* Begin *
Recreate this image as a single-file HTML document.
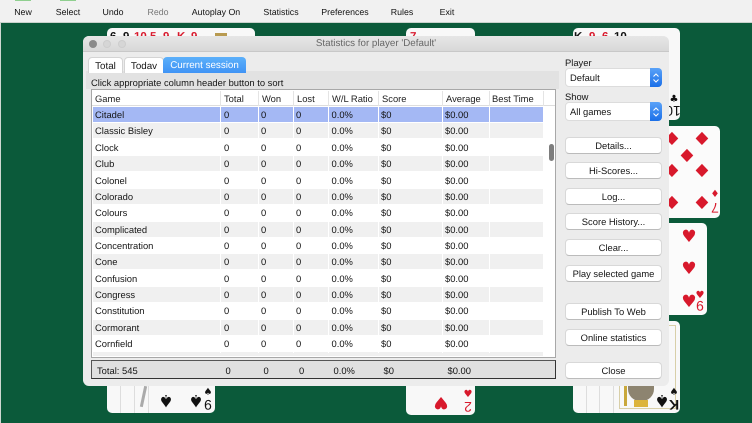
<!DOCTYPE html>
<html><head><meta charset="utf-8"><style>
html,body{margin:0;padding:0}
body{width:752px;height:423px;position:relative;overflow:hidden;background:#0b5a3a;font-family:"Liberation Sans",sans-serif;font-size:9.4px;color:#151515;text-rendering:geometricPrecision}
div{position:absolute;box-sizing:border-box;white-space:nowrap}
.m{top:5.5px;line-height:13px;transform:translateX(-50%);font-size:8.8px;color:#111}
.card{background:#f8f8f8;border-radius:5px}
.r{color:#d8192c}.k{color:#111}
.s{font-family:"DejaVu Sans",sans-serif;font-size:17px;line-height:17px;width:30px;text-align:center;margin-left:-15px;margin-top:-8.500px}
.d{font-size:18px;line-height:18px;margin-top:-9px;transform:scaleX(1.25)}
.i{font-family:"DejaVu Sans",sans-serif;font-size:10px;line-height:10px;width:20px;text-align:center;margin-left:-10px;margin-top:-5px}
.n{font-size:14px;line-height:14px;width:20px;text-align:center;margin-left:-10px;margin-top:-7px;transform:rotate(180deg)}
.u{top:31px;font-size:11.5px;line-height:12px;font-weight:bold}
.row{left:93px;width:450px;height:15px;line-height:16px}
.o{background:#f0f0f0}
.row div{top:0;font-size:9.4px}
.a{left:2px}.b1{left:131px}.b2{left:168px}.b3{left:203px}.b4{left:238.500px}.b5{left:288px}.b6{left:352px}
.sep{top:106px;height:247px;width:1px;background:#fff}
.hd{top:93px;line-height:12px;font-size:9.4px;color:#222}
.hs{top:91px;height:15px;width:1px;background:#e4e4e4}
.b{left:565px;width:97px;height:17px;background:#fff;border:1px solid #d8d8d8;border-bottom:1px solid #bbb;border-radius:4px;text-align:center;line-height:16px;font-size:9.400px;color:#151515}
.sel{left:565px;width:97px;height:19px;background:#fff;border-radius:4px;border:1px solid #dcdcdc;line-height:18px;padding-left:4px;font-size:9.4px}
.sel i{position:absolute;right:-1px;top:-1px;width:12px;height:19px;background:linear-gradient(#5aa2f8,#1a6fe8);border-radius:0 4px 4px 0}
.sel svg{position:absolute;right:1px;top:3px}
.t{top:365px;line-height:11px;font-size:9.4px}
.tab{top:57px;height:16px;line-height:17px;text-align:center;font-size:9.8px;background:#fff;border:1px solid #d4d4d4;border-bottom:0;border-radius:4px 4px 0 0}
</style></head><body>
<div style="left:0;top:0;width:1px;height:423px;background:#cfd8d2"></div>
<div style="left:0;top:0;width:752px;height:23px;background:#f1f1f1;border-bottom:1px solid #c9d2cc"></div>
<div style="left:15px;top:0;width:16px;height:1px;background:#8fcf8f"></div>
<div style="left:60px;top:0;width:16px;height:1px;background:#8fcf8f"></div>
<div class="m" style="left:23px">New</div><div class="m" style="left:68px">Select</div><div class="m" style="left:113px">Undo</div><div class="m" style="left:158px;color:#777">Redo</div><div class="m" style="left:216px">Autoplay On</div><div class="m" style="left:281px">Statistics</div><div class="m" style="left:345px">Preferences</div><div class="m" style="left:402px">Rules</div><div class="m" style="left:447px">Exit</div>

<div class="card" style="left:107px;top:28px;width:148px;height:20px"></div>
<div class="u k" style="left:110px">6</div><div class="u k" style="left:123px">9</div><div class="u r" style="left:134px">10</div><div class="u r" style="left:150px">5</div><div class="u r" style="left:163px">9</div><div class="u r" style="left:177px">K</div><div class="u r" style="left:191px">9</div>
<div style="left:215px;top:33px;width:12px;height:3px;background:#b89a50"></div>
<div class="card" style="left:406px;top:28px;width:69px;height:20px"></div>
<div class="u r" style="left:410px">7</div>
<div class="card" style="left:573px;top:28px;width:107px;height:92px"></div>
<div class="u k" style="left:574px">K</div><div class="u r" style="left:589px">9</div><div class="u r" style="left:602px">6</div><div class="u k" style="left:614px">10</div>
<div class="i k" style="left:674px;top:100px">♣</div>
<div class="n k" style="left:673px;top:111px">10</div>

<div class="card" style="left:640px;top:126px;width:80px;height:92px;background:#fbfbfb"></div>
<div class="r s d" style="left:672px;top:140px">♦</div><div class="r s d" style="left:702px;top:140px">♦</div>
<div class="r s d" style="left:687px;top:157px">♦</div>
<div class="r s d" style="left:672px;top:172px">♦</div><div class="r s d" style="left:702px;top:172px">♦</div>
<div class="r s d" style="left:672px;top:204px">♦</div><div class="r s d" style="left:702px;top:204px">♦</div>
<div class="r i" style="left:715px;top:195px">♦</div>
<div class="r n" style="left:715px;top:208px">7</div>

<div class="card" style="left:640px;top:223px;width:67px;height:92px;background:#fbfbfb"></div>
<div class="r s" style="left:689px;top:237px">♥</div><div class="r s" style="left:689px;top:269px">♥</div><div class="r s" style="left:689px;top:302px">♥</div>
<div class="r i" style="left:700px;top:296px">♥</div>
<div class="r n" style="left:700px;top:306px">9</div>

<div class="card" style="left:573px;top:321px;width:107px;height:92px"></div>
<div style="left:586px;top:370px;width:1px;height:43px;background:#ddd"></div><div style="left:599px;top:370px;width:1px;height:43px;background:#ddd"></div><div style="left:613px;top:370px;width:1px;height:43px;background:#ddd"></div>
<div style="left:619px;top:325px;width:57px;height:84px;border:1px solid #d8cfa8"></div>
<div style="left:628px;top:386px;width:26px;height:15px;background:#8d8470;border-radius:0 0 12px 12px"></div>
<div style="left:634px;top:400px;width:14px;height:7px;background:#dcb43c"></div>
<div style="left:624px;top:386px;width:3px;height:20px;background:#c9a83c"></div>
<div class="k s" style="left:662px;top:399px;transform:rotate(180deg)">♠</div>
<div class="k i" style="left:674px;top:393px">♠</div>
<div class="k n" style="left:674px;top:405px;font-weight:bold">K</div>

<div class="card" style="left:107px;top:370px;width:108px;height:43px"></div>
<div style="left:120px;top:380px;width:1px;height:33px;background:#ddd"></div><div style="left:134px;top:380px;width:1px;height:33px;background:#ddd"></div><div style="left:148px;top:380px;width:1px;height:33px;background:#ddd"></div>
<div style="left:142px;top:386px;width:3px;height:21px;background:#aaa;transform:rotate(12deg)"></div>
<div class="k s" style="left:166px;top:399px;transform:rotate(180deg)">♠</div>
<div class="k s" style="left:196px;top:399px;transform:rotate(180deg)">♠</div>
<div class="k i" style="left:208px;top:393px">♠</div>
<div class="k n" style="left:208px;top:405px">9</div>

<div class="card" style="left:406px;top:370px;width:69px;height:45px"></div>
<div class="r s" style="left:441px;top:401px;transform:rotate(180deg)">♥</div>
<div class="r i" style="left:468px;top:395px">♥</div>
<div class="r n" style="left:468px;top:407px">2</div>

<div style="left:83px;top:36px;width:586px;height:350px;background:#ececec;border-radius:6px"></div>
<div style="left:83px;top:36px;width:586px;height:16px;background:linear-gradient(#e6e6e6,#d8d8d8);border-radius:6px 6px 0 0;border-bottom:1px solid #c8c8c8;text-align:center;line-height:16px;font-size:9.8px;color:#666">Statistics for player 'Default'</div>
<div style="left:89px;top:40px;width:8px;height:8px;border-radius:50%;background:#8a8a8a"></div>
<div style="left:103px;top:40px;width:8px;height:8px;border-radius:50%;background:#d6d6d6;border:1px solid #cdcdcd"></div>
<div style="left:118px;top:40px;width:8px;height:8px;border-radius:50%;background:#d6d6d6;border:1px solid #cdcdcd"></div>

<div style="left:86px;top:71px;width:473px;height:18px;background:#e2e2e2"></div>
<div class="tab" style="left:88px;width:35px">Total</div>
<div class="tab" style="left:124px;width:40px">Todav</div>
<div class="tab" style="left:163px;width:83px;background:linear-gradient(#5cb0fa,#3f93f5);color:#fff;border:0;line-height:17px">Current session</div>
<div style="left:91px;top:76.500px;line-height:11px;font-size:9.4px">Click appropriate column header button to sort</div>

<div style="left:91px;top:89px;width:465px;height:269px;background:#fff;border:1px solid #a8a8a8"></div>
<div style="left:92px;top:105px;width:463px;height:1px;background:#ddd"></div>
<div class="hs" style="left:220px"></div><div class="hs" style="left:258px"></div><div class="hs" style="left:293px"></div><div class="hs" style="left:328px"></div><div class="hs" style="left:378px"></div><div class="hs" style="left:442px"></div><div class="hs" style="left:489px"></div><div class="hs" style="left:543px"></div>
<div class="hd" style="left:95px">Game</div><div class="hd" style="left:224px">Total</div><div class="hd" style="left:262px">Won</div><div class="hd" style="left:297px">Lost</div><div class="hd" style="left:332px">W/L Ratio</div><div class="hd" style="left:382px">Score</div><div class="hd" style="left:446px">Average</div><div class="hd" style="left:492px">Best Time</div>

<div class="row" style="top:107px;background:#a4b8f4"><div class="a">Citadel</div><div class="b1">0</div><div class="b2">0</div><div class="b3">0</div><div class="b4">0.0%</div><div class="b5">$0</div><div class="b6">$0.00</div></div>
<div class="row o" style="top:123.4px"><div class="a">Classic Bisley</div><div class="b1">0</div><div class="b2">0</div><div class="b3">0</div><div class="b4">0.0%</div><div class="b5">$0</div><div class="b6">$0.00</div></div>
<div class="row" style="top:139.700px"><div class="a">Clock</div><div class="b1">0</div><div class="b2">0</div><div class="b3">0</div><div class="b4">0.0%</div><div class="b5">$0</div><div class="b6">$0.00</div></div>
<div class="row o" style="top:156.100px"><div class="a">Club</div><div class="b1">0</div><div class="b2">0</div><div class="b3">0</div><div class="b4">0.0%</div><div class="b5">$0</div><div class="b6">$0.00</div></div>
<div class="row" style="top:172.500px"><div class="a">Colonel</div><div class="b1">0</div><div class="b2">0</div><div class="b3">0</div><div class="b4">0.0%</div><div class="b5">$0</div><div class="b6">$0.00</div></div>
<div class="row o" style="top:188.800px"><div class="a">Colorado</div><div class="b1">0</div><div class="b2">0</div><div class="b3">0</div><div class="b4">0.0%</div><div class="b5">$0</div><div class="b6">$0.00</div></div>
<div class="row" style="top:205.200px"><div class="a">Colours</div><div class="b1">0</div><div class="b2">0</div><div class="b3">0</div><div class="b4">0.0%</div><div class="b5">$0</div><div class="b6">$0.00</div></div>
<div class="row o" style="top:221.500px"><div class="a">Complicated</div><div class="b1">0</div><div class="b2">0</div><div class="b3">0</div><div class="b4">0.0%</div><div class="b5">$0</div><div class="b6">$0.00</div></div>
<div class="row" style="top:237.900px"><div class="a">Concentration</div><div class="b1">0</div><div class="b2">0</div><div class="b3">0</div><div class="b4">0.0%</div><div class="b5">$0</div><div class="b6">$0.00</div></div>
<div class="row o" style="top:254.300px"><div class="a">Cone</div><div class="b1">0</div><div class="b2">0</div><div class="b3">0</div><div class="b4">0.0%</div><div class="b5">$0</div><div class="b6">$0.00</div></div>
<div class="row" style="top:270.600px"><div class="a">Confusion</div><div class="b1">0</div><div class="b2">0</div><div class="b3">0</div><div class="b4">0.0%</div><div class="b5">$0</div><div class="b6">$0.00</div></div>
<div class="row o" style="top:287px"><div class="a">Congress</div><div class="b1">0</div><div class="b2">0</div><div class="b3">0</div><div class="b4">0.0%</div><div class="b5">$0</div><div class="b6">$0.00</div></div>
<div class="row" style="top:303.400px"><div class="a">Constitution</div><div class="b1">0</div><div class="b2">0</div><div class="b3">0</div><div class="b4">0.0%</div><div class="b5">$0</div><div class="b6">$0.00</div></div>
<div class="row o" style="top:319.700px"><div class="a">Cormorant</div><div class="b1">0</div><div class="b2">0</div><div class="b3">0</div><div class="b4">0.0%</div><div class="b5">$0</div><div class="b6">$0.00</div></div>
<div class="row" style="top:336.100px"><div class="a">Cornfield</div><div class="b1">0</div><div class="b2">0</div><div class="b3">0</div><div class="b4">0.0%</div><div class="b5">$0</div><div class="b6">$0.00</div></div>
<div class="o" style="left:93px;top:352px;width:450px;height:4px"></div>
<div class="sep" style="left:220px"></div><div class="sep" style="left:258px"></div><div class="sep" style="left:293px"></div><div class="sep" style="left:328px"></div><div class="sep" style="left:378px"></div><div class="sep" style="left:442px"></div><div class="sep" style="left:489px"></div>
<div style="left:549px;top:144px;width:5px;height:17px;border-radius:3px;background:#7d7d7d"></div>

<div style="left:91px;top:360px;width:465px;height:19px;background:#e0e0e0;border:1px solid #555;border-right-color:#333;border-bottom-color:#333"></div>
<div class="t" style="left:97px">Total: 545</div><div class="t" style="left:225.500px">0</div><div class="t" style="left:263.500px">0</div><div class="t" style="left:299px">0</div><div class="t" style="left:333.500px">0.0%</div><div class="t" style="left:383.500px">$0</div><div class="t" style="left:447.500px">$0.00</div>

<div style="left:565px;top:57px;line-height:11px;font-size:9.4px">Player</div>
<div class="sel" style="top:68px">Default<i></i><svg width="8" height="12" viewBox="0 0 8 12"><path d="M1.5 4.5 4 2l2.500 2.500M1.500 7.500 4 10l2.500-2.500" fill="none" stroke="#fff" stroke-width="1"/></svg></div>
<div style="left:565px;top:91px;line-height:11px;font-size:9.4px">Show</div>
<div class="sel" style="top:102px">All games<i></i><svg width="8" height="12" viewBox="0 0 8 12"><path d="M1.5 4.5 4 2l2.500 2.500M1.500 7.500 4 10l2.500-2.500" fill="none" stroke="#fff" stroke-width="1"/></svg></div>

<div class="b" style="top:137px">Details...</div>
<div class="b" style="top:162px">Hi-Scores...</div>
<div class="b" style="top:188px">Log...</div>
<div class="b" style="top:213px">Score History...</div>
<div class="b" style="top:239px">Clear...</div>
<div class="b" style="top:265px">Play selected game</div>
<div class="b" style="top:303px">Publish To Web</div>
<div class="b" style="top:329px">Online statistics</div>
<div class="b" style="top:362px">Close</div>
</body></html>
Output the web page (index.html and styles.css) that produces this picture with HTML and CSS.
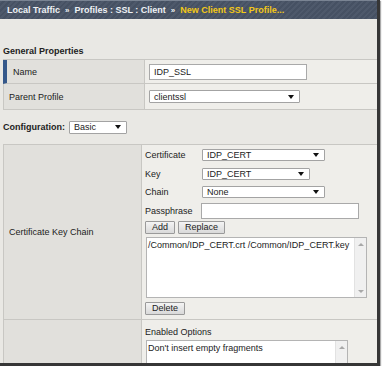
* End *
• [REQUIRED WORK] Return only the number of lines in the entries that contain the string "this".

• [ANSWER BELOW] 2